━━━ The data
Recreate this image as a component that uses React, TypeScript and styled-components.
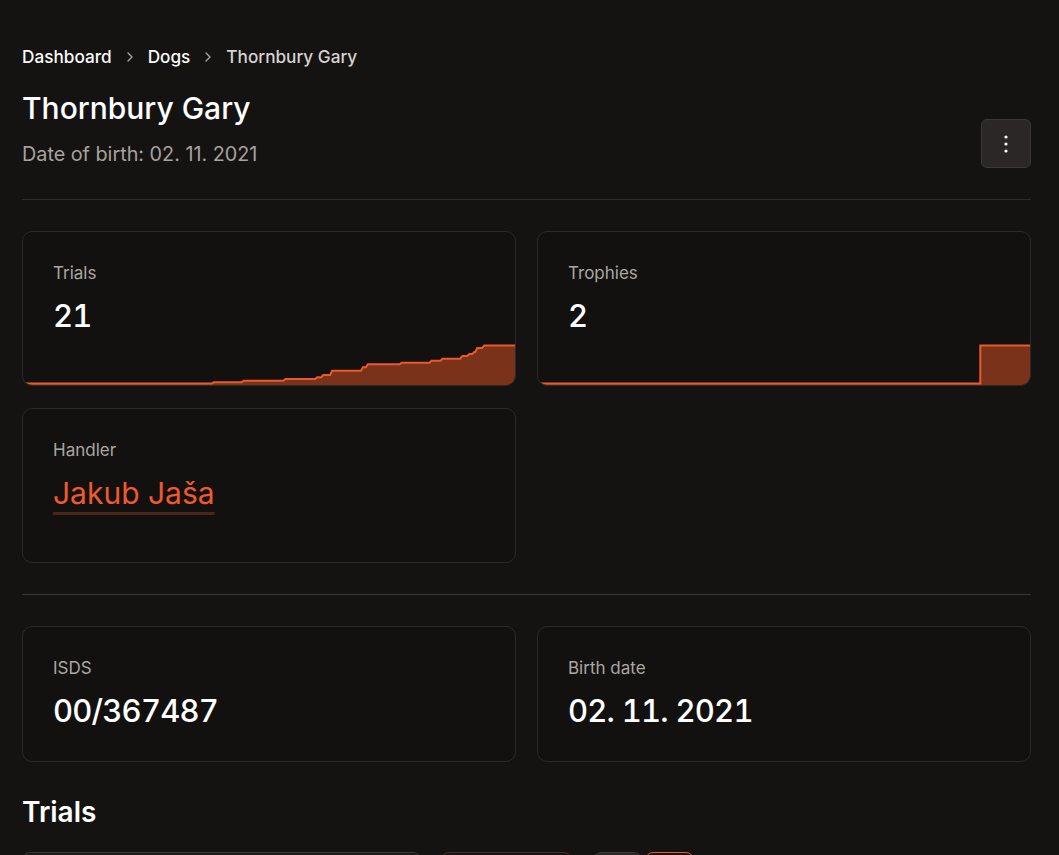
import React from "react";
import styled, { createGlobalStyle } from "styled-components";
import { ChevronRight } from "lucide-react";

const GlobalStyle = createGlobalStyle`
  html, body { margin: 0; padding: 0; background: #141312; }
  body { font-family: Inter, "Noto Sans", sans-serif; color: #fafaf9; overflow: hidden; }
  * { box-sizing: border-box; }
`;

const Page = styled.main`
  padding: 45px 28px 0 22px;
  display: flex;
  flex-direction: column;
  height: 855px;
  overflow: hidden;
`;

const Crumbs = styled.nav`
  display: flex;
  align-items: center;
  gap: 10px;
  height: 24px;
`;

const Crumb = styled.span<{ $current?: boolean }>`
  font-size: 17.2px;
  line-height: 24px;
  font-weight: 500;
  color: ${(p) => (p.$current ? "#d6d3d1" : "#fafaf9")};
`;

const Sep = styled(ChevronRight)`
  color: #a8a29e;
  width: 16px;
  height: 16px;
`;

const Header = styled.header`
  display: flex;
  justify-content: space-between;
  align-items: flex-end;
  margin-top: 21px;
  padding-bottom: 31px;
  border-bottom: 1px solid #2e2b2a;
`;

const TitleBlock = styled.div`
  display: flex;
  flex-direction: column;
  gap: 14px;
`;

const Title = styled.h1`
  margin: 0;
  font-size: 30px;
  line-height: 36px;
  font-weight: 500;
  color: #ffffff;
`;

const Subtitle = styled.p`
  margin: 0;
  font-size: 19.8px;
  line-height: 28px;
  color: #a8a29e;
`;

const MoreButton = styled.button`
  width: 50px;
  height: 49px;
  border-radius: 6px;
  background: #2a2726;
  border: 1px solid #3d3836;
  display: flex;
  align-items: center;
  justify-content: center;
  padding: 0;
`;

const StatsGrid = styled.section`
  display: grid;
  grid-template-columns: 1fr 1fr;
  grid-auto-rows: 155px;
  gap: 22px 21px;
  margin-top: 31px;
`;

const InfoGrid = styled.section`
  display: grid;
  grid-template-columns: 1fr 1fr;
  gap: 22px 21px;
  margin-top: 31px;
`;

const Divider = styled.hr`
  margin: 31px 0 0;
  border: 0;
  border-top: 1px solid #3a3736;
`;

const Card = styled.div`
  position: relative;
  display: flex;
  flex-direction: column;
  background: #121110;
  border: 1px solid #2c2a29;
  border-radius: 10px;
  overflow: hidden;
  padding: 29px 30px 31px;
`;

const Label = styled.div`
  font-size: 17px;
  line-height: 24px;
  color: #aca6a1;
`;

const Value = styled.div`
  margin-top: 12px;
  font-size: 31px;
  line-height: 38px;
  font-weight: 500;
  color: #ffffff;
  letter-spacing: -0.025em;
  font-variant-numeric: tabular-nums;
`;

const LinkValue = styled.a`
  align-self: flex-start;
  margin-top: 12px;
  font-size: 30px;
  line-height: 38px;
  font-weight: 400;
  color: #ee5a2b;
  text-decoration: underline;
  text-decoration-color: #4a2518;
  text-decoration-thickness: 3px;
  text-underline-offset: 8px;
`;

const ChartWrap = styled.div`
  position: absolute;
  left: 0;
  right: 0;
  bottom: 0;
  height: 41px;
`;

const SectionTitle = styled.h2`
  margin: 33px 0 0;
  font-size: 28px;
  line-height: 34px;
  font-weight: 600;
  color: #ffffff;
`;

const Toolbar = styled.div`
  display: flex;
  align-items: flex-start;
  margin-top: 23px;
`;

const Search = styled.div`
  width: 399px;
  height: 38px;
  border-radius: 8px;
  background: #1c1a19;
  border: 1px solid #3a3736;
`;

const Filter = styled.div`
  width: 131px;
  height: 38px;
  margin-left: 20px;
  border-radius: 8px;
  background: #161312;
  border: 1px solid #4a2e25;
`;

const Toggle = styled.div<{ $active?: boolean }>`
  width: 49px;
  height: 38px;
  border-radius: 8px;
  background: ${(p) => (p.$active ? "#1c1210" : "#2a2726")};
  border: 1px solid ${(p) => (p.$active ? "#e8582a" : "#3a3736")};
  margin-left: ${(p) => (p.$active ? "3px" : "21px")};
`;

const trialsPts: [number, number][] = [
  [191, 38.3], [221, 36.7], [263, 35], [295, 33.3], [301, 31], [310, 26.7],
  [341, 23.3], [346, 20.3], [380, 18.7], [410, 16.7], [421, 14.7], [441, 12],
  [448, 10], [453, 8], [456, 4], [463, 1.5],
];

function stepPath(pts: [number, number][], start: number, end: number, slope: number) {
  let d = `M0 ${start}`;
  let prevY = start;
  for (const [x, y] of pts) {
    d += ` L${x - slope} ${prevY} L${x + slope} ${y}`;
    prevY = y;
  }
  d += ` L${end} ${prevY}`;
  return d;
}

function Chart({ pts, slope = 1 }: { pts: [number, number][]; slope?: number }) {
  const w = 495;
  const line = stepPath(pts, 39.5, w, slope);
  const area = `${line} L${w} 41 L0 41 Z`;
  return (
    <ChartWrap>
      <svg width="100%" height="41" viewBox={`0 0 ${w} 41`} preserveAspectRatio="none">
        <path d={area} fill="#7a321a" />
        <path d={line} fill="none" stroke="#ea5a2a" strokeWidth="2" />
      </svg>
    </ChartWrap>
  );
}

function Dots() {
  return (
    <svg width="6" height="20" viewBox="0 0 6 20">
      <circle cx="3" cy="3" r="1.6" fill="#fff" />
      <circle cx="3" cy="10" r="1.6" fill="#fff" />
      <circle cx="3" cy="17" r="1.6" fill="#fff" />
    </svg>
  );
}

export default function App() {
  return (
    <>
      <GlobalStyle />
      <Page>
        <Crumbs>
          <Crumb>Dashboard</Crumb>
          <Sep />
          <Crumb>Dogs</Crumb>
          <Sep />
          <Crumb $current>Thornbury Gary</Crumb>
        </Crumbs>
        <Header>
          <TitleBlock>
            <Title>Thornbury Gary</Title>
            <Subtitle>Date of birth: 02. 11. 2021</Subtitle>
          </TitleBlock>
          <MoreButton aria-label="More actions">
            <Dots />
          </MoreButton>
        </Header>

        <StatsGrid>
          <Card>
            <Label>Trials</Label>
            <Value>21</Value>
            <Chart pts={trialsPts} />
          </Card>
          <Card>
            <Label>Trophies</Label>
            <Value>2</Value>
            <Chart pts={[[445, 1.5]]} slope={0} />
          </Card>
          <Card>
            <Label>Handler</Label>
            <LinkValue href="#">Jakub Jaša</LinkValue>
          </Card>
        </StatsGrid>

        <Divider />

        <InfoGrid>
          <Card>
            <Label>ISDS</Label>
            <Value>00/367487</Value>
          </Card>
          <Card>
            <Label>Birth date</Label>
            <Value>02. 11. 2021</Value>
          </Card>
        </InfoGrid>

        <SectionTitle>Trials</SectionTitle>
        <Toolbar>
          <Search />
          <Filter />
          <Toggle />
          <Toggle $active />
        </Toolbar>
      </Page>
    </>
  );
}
━━━━━━
━━━ The data
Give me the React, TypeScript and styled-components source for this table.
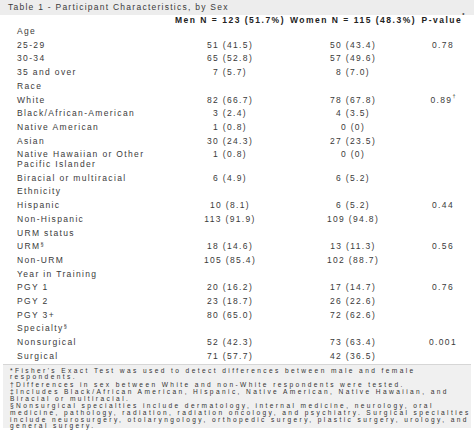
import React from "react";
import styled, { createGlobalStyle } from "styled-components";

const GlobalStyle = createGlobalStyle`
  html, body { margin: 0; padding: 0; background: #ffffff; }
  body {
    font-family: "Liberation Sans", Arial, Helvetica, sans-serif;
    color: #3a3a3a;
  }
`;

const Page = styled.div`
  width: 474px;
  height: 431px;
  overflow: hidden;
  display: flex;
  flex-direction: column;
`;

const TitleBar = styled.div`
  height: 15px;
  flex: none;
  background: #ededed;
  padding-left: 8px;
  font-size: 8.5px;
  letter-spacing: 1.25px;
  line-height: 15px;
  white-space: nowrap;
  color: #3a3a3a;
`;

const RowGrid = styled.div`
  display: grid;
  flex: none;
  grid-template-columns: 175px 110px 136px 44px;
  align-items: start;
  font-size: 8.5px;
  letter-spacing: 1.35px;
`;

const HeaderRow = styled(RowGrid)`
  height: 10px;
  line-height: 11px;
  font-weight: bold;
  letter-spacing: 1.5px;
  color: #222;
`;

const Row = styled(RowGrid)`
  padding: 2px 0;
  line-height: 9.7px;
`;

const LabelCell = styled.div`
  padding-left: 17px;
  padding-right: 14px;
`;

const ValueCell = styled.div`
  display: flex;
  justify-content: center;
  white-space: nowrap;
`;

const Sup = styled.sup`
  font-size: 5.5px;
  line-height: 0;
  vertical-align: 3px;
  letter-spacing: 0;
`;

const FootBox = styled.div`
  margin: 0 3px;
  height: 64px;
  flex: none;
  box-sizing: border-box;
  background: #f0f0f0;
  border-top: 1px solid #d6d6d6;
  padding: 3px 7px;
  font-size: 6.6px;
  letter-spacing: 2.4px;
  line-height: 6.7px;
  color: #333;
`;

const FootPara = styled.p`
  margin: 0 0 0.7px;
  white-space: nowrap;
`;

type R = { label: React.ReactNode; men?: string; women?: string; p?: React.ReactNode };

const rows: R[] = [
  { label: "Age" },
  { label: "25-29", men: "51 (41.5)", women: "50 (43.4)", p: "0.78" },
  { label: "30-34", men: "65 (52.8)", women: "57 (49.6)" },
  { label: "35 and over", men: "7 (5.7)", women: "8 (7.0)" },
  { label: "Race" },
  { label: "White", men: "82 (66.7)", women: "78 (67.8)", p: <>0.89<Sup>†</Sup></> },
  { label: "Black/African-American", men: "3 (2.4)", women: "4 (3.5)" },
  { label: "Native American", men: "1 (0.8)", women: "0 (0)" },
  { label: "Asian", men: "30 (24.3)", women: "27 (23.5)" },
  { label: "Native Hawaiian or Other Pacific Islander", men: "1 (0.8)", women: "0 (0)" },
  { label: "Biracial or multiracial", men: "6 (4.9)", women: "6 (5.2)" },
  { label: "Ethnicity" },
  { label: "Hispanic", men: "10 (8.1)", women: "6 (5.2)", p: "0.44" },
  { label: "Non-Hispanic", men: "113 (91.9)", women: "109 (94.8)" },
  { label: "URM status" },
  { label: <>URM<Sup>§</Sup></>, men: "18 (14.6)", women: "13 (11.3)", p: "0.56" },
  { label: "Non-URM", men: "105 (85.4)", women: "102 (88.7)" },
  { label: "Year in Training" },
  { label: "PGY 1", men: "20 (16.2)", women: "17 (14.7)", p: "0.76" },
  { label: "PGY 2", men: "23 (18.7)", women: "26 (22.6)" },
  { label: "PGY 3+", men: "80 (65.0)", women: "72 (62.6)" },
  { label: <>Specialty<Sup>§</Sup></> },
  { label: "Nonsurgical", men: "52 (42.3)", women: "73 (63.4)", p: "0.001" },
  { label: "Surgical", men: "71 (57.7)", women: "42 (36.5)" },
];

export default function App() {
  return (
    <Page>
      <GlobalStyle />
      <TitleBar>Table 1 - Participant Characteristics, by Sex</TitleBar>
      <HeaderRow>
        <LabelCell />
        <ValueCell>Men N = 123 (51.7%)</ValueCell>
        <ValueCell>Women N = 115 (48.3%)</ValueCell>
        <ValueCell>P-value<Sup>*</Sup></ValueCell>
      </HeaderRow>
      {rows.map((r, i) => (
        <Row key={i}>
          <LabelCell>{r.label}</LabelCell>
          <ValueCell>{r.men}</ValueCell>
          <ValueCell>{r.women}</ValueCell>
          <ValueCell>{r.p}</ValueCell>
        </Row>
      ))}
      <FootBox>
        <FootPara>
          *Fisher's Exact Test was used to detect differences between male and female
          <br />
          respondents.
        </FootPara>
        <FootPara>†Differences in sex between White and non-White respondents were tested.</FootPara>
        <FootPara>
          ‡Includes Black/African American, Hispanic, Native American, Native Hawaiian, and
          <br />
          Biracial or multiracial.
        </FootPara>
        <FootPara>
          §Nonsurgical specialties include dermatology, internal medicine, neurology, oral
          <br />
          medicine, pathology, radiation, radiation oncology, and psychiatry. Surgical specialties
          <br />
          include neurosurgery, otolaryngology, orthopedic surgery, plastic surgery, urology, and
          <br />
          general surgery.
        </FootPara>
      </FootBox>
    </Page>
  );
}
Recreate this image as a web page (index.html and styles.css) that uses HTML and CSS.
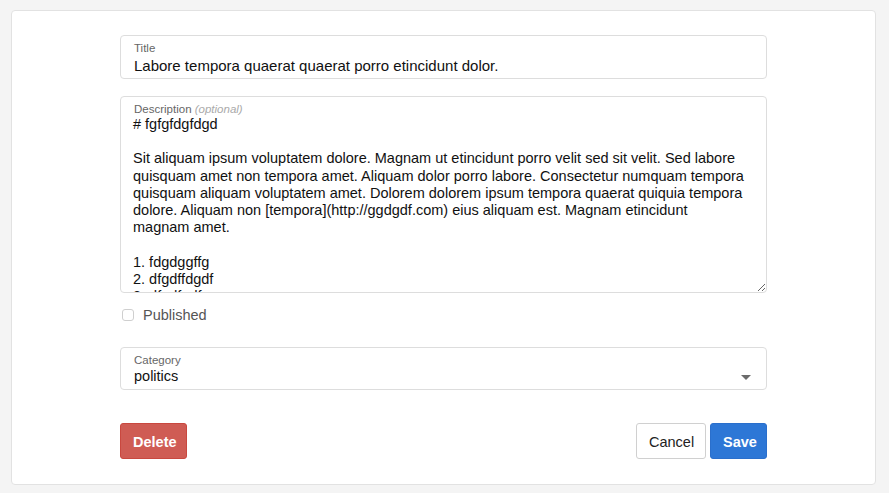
━━━━━━
_Stated exercise_.
Locate and copy each line in the data above that includes the word "html".

_Solution for this task_.
  html, body { margin: 0; padding: 0; background: #141312; }
  html, body { margin: 0; padding: 0; background: #ffffff; }
Recreate this image as a web page (index.html and styles.css) that uses HTML and CSS.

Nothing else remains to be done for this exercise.